Final Touches
On Saturday morning, Veronica was dying to call Sylvie, but she knew it was too early. She distracted herself by working on the doll uniforms. She took her blouse from Cadbury’s shiva and a jumper from her closet and examined them inside and out. The jumper only had three pieces: a front and two back pieces with a zipper in the middle. She could make the doll jumpers without the zipper and use just two pieces. There were no sleeves, so that was easy. The blouse was a lot more complicated. The collar, the sleeves, the buttonholes—she wished Mary was here. Mary was a much better sewer. She put the Barbie down on a piece of loose-leaf paper and outlined it to make a pattern. Next she would cut her actual uniform and use the fabric. There was probably some Randolf rule about defacing your school uniform and a punishment to fit the crime. But too bad.

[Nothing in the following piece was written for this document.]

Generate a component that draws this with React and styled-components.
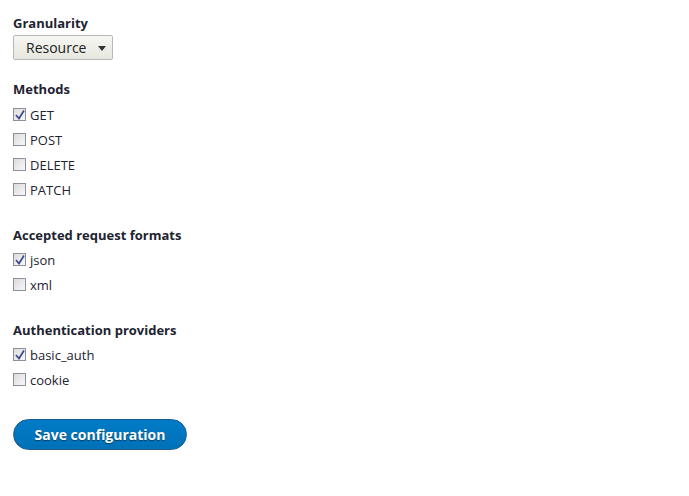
import React from "react";
import styled, { createGlobalStyle } from "styled-components";

const GlobalStyle = createGlobalStyle`
  html, body {
    margin: 0;
    padding: 0;
    background: #fff;
  }
  body {
    font-family: "Open Sans", "Noto Sans", "DejaVu Sans", sans-serif;
    color: #222330;
  }
`;

const Page = styled.form`
  padding: 14px 13px 0 13px;
  display: flex;
  flex-direction: column;
`;

const Group = styled.fieldset`
  border: 0;
  margin: 0 0 ${(p) => p.$gap || 21}px 0;
  padding: 0;
  min-width: 0;
`;

const Legend = styled.div`
  font-size: 13px;
  font-weight: 700;
  line-height: 18px;
  color: #222330;
  margin-bottom: ${(p) => p.$space || 3}px;
`;

const SelectBox = styled.div`
  box-sizing: content-box;
  width: 80px;
  height: 23px;
  border: 1px solid #b8b8b8;
  border-radius: 2px;
  background: linear-gradient(to bottom, #f6f6f3, #e7e7df);
  display: flex;
  align-items: center;
  justify-content: space-between;
  padding: 0 6px 0 12px;
  font-size: 14px;
  color: #222;
`;

const Arrow = styled.span`
  width: 0;
  height: 0;
  border-left: 4px solid transparent;
  border-right: 4px solid transparent;
  border-top: 5px solid #333;
  margin-top: 2px;
`;

const Options = styled.div`
  display: flex;
  flex-direction: column;
`;

const Option = styled.label`
  display: flex;
  align-items: center;
  height: 25px;
  font-size: 13px;
  color: #222330;
`;

const Box = styled.span`
  width: 11px;
  height: 11px;
  border: 1px solid #8f8f9d;
  background: linear-gradient(135deg, #dcdcdc, #f7f7f7);
  margin-right: 4px;
  display: flex;
  align-items: center;
  justify-content: center;
  flex: none;
`;

const Button = styled.button`
  align-self: flex-start;
  margin-top: 4px;
  width: 174px;
  height: 31px;
  border-radius: 16px;
  border: 1px solid #1e5c90;
  background: linear-gradient(to bottom, #007bc6, #0071b8);
  color: #fff;
  font-family: "Open Sans", "Noto Sans", sans-serif;
  font-size: 14px;
  font-weight: 700;
  text-shadow: 0 1px 1px rgba(0, 0, 0, 0.5);
  padding: 0;
`;

const Checkbox = ({ checked, children }) => (
  <Option>
    <Box>
      {checked && (
        <svg width="10" height="10" viewBox="0 0 10 10">
          <path d="M1 5 L4 8.5 L9 0.5" fill="none" stroke="#3b4a8f" strokeWidth="1.7" />
        </svg>
      )}
    </Box>
    {children}
  </Option>
);

export default function App() {
  return (
    <>
      <GlobalStyle />
      <Page onSubmit={(e) => e.preventDefault()}>
        <Group $gap={20}>
          <Legend $space={3}>Granularity</Legend>
          <SelectBox>
            Resource
            <Arrow />
          </SelectBox>
        </Group>
        <Group $gap={24}>
          <Legend $space={4}>Methods</Legend>
          <Options>
            <Checkbox checked>GET</Checkbox>
            <Checkbox>POST</Checkbox>
            <Checkbox>DELETE</Checkbox>
            <Checkbox>PATCH</Checkbox>
          </Options>
        </Group>
        <Group $gap={24}>
          <Legend>Accepted request formats</Legend>
          <Options>
            <Checkbox checked>json</Checkbox>
            <Checkbox>xml</Checkbox>
          </Options>
        </Group>
        <Group $gap={23}>
          <Legend>Authentication providers</Legend>
          <Options>
            <Checkbox checked>basic_auth</Checkbox>
            <Checkbox>cookie</Checkbox>
          </Options>
        </Group>
        <Button type="submit">Save configuration</Button>
      </Page>
    </>
  );
}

At nine o’clock, she couldn’t stand it anymore and called Sylvie.
“I had an idea about how to show the Barbies,” Veronica said. “Let’s plant them. Do you think you can get some more pots? And more dirt?”

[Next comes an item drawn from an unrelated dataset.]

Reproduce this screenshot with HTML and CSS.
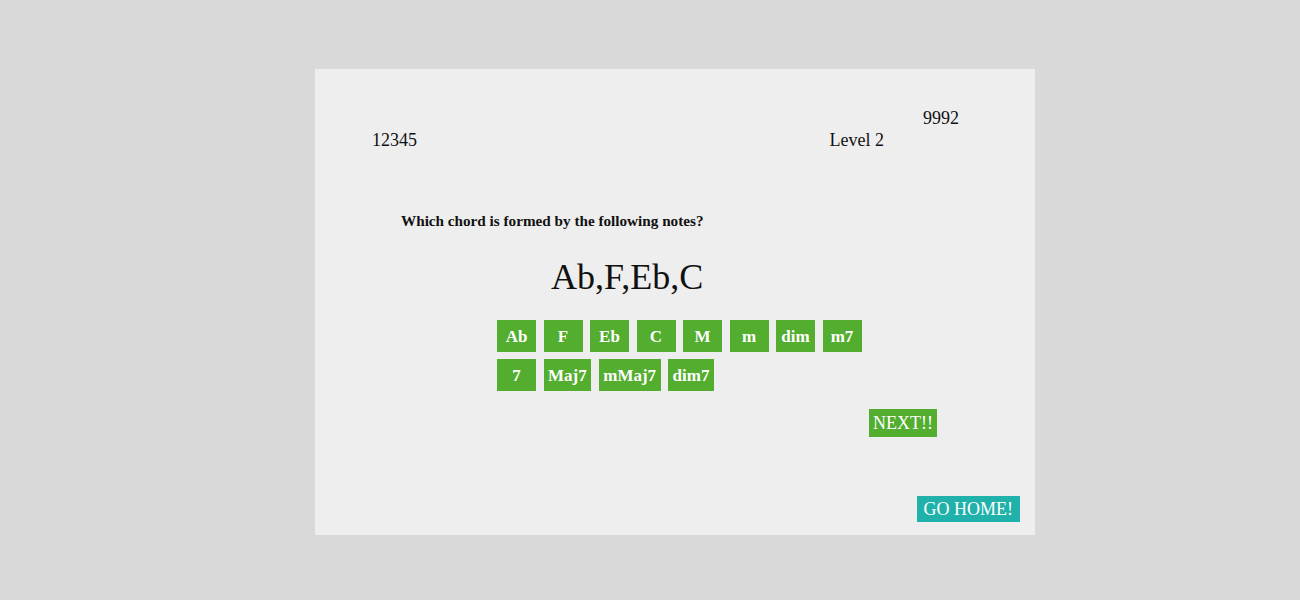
FILE: index.html
```html
<!DOCTYPE html>
<html>
<head>
<meta charset="utf-8">
<link rel="stylesheet" href="styles.css">
</head>
<body>
<div class="card">
  <div class="header">
    <div class="score">12345</div>
    <div class="spacer"></div>
    <div class="level">Level 2</div>
    <div class="best">9992</div>
  </div>
  <div class="question">Which chord is formed by the following notes?</div>
  <div class="notes">Ab,F,Eb,C</div>
  <div class="choices">
    <button class="choice">Ab</button>
    <button class="choice">F</button>
    <button class="choice">Eb</button>
    <button class="choice">C</button>
    <button class="choice">M</button>
    <button class="choice">m</button>
    <button class="choice">dim</button>
    <button class="choice">m7</button>
    <button class="choice">7</button>
    <button class="choice">Maj7</button>
    <button class="choice">mMaj7</button>
    <button class="choice">dim7</button>
  </div>
  <div class="next-row"><button class="next">NEXT!!</button></div>
  <div class="home-row"><button class="home">GO HOME!</button></div>
</div>
</body>
</html>
```
FILE: styles.css
```css
html, body {
  margin: 0;
  padding: 0;
}
body {
  background: #d9d9d9;
  font-family: "Liberation Serif", "Times New Roman", serif;
  color: #111;
  padding-top: 69px;
  height: 600px;
  box-sizing: border-box;
}
.card {
  margin-left: 315px;
  width: 720px;
  height: 466px;
  background: #eeeeee;
  box-sizing: border-box;
  padding: 39px 0 13px 0;
  display: flex;
  flex-direction: column;
}
.header {
  display: flex;
  align-items: flex-start;
  font-size: 18px;
  line-height: 21px;
  padding-left: 57px;
  padding-right: 76px;
}
.score, .level {
  margin-top: 22px;
}
.spacer {
  flex: 1;
}
.best {
  margin-left: 39px;
}
.question {
  margin-top: 61px;
  padding-left: 86px;
  font-size: 15.2px;
  font-weight: bold;
  line-height: 18px;
}
.notes {
  margin-top: 27px;
  padding-left: 236px;
  font-size: 36px;
  line-height: 40px;
}
.choices {
  margin-top: 23px;
  margin-left: 182px;
  width: 372px;
  display: flex;
  flex-wrap: wrap;
  column-gap: 7.5px;
  row-gap: 7px;
}
.choice {
  height: 32px;
  min-width: 39px;
  padding: 2px 4.5px 0 4.5px;
  box-sizing: border-box;
  border: none;
  margin: 0;
  background: #53ad2e;
  color: #fff;
  font-family: "Liberation Serif", "Times New Roman", serif;
  font-weight: bold;
  font-size: 17px;
  display: flex;
  align-items: center;
  justify-content: center;
}
.next-row {
  margin-top: 18px;
  padding-left: 554px;
  display: flex;
}
.next {
  height: 28px;
  padding: 0 4px;
  border: none;
  margin: 0;
  background: #53ad2e;
  color: #fff;
  font-family: "Liberation Serif", "Times New Roman", serif;
  font-size: 18px;
}
.home-row {
  margin-top: auto;
  display: flex;
  justify-content: flex-end;
  padding-right: 15px;
}
.home {
  height: 26px;
  padding: 0 7px;
  border: none;
  margin: 0;
  background: #20b2aa;
  color: #fff;
  font-family: "Liberation Serif", "Times New Roman", serif;
  font-size: 18px;
}
```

“That is so genius,” Sylvie said. “Did you find a Barbie?”
“I did! I’m already sewing.”
Veronica holed up in her room all day to make the tiny outfits. Mary would have done a much better job—but having real Randolf uniform fabric to work with helped a lot. Halfway through the first blouse she gave up on the needle and thread and used glue. It was much easier that way. She also didn’t have tiny buttons so she used actual Randolf ones, but only one for each blouse.
On Sunday morning, Sylvie called. “I got the extra pots,” she said. “How is the sewing going?”
“Good-ish,” Veronica said. “I think we should use the same data we did for the plants, but substitute unfriendliness for chemicals, and basically copy the plant’s deterioration for the Barbies.”
“Is your hypothesis that the lack of nourishment, clean water, and sunlight killed the doll, or unkindness? Because I agree, we should make the Barbie part of our report as official-looking as possible so Mr. Bower will take it seriously. But I wonder if you think the dolls reflect the effect of emotions or of being fed toxic chemicals.”
“Hmm, good question,” Veronica said. “I guess both. Physical and mental.”
“I agree.”
“This is becoming very psychological. My parents will be so proud. We could leave an arm that fell off lying in the pot, like the leaves that fell off the plant,” Veronica said.
“Yes!” Sylvie said. “Maybe I can try to make the whole Barbie kind of yellow and brown at the edges.”
Veronica was so excited she didn’t know how she would get through the rest of the day.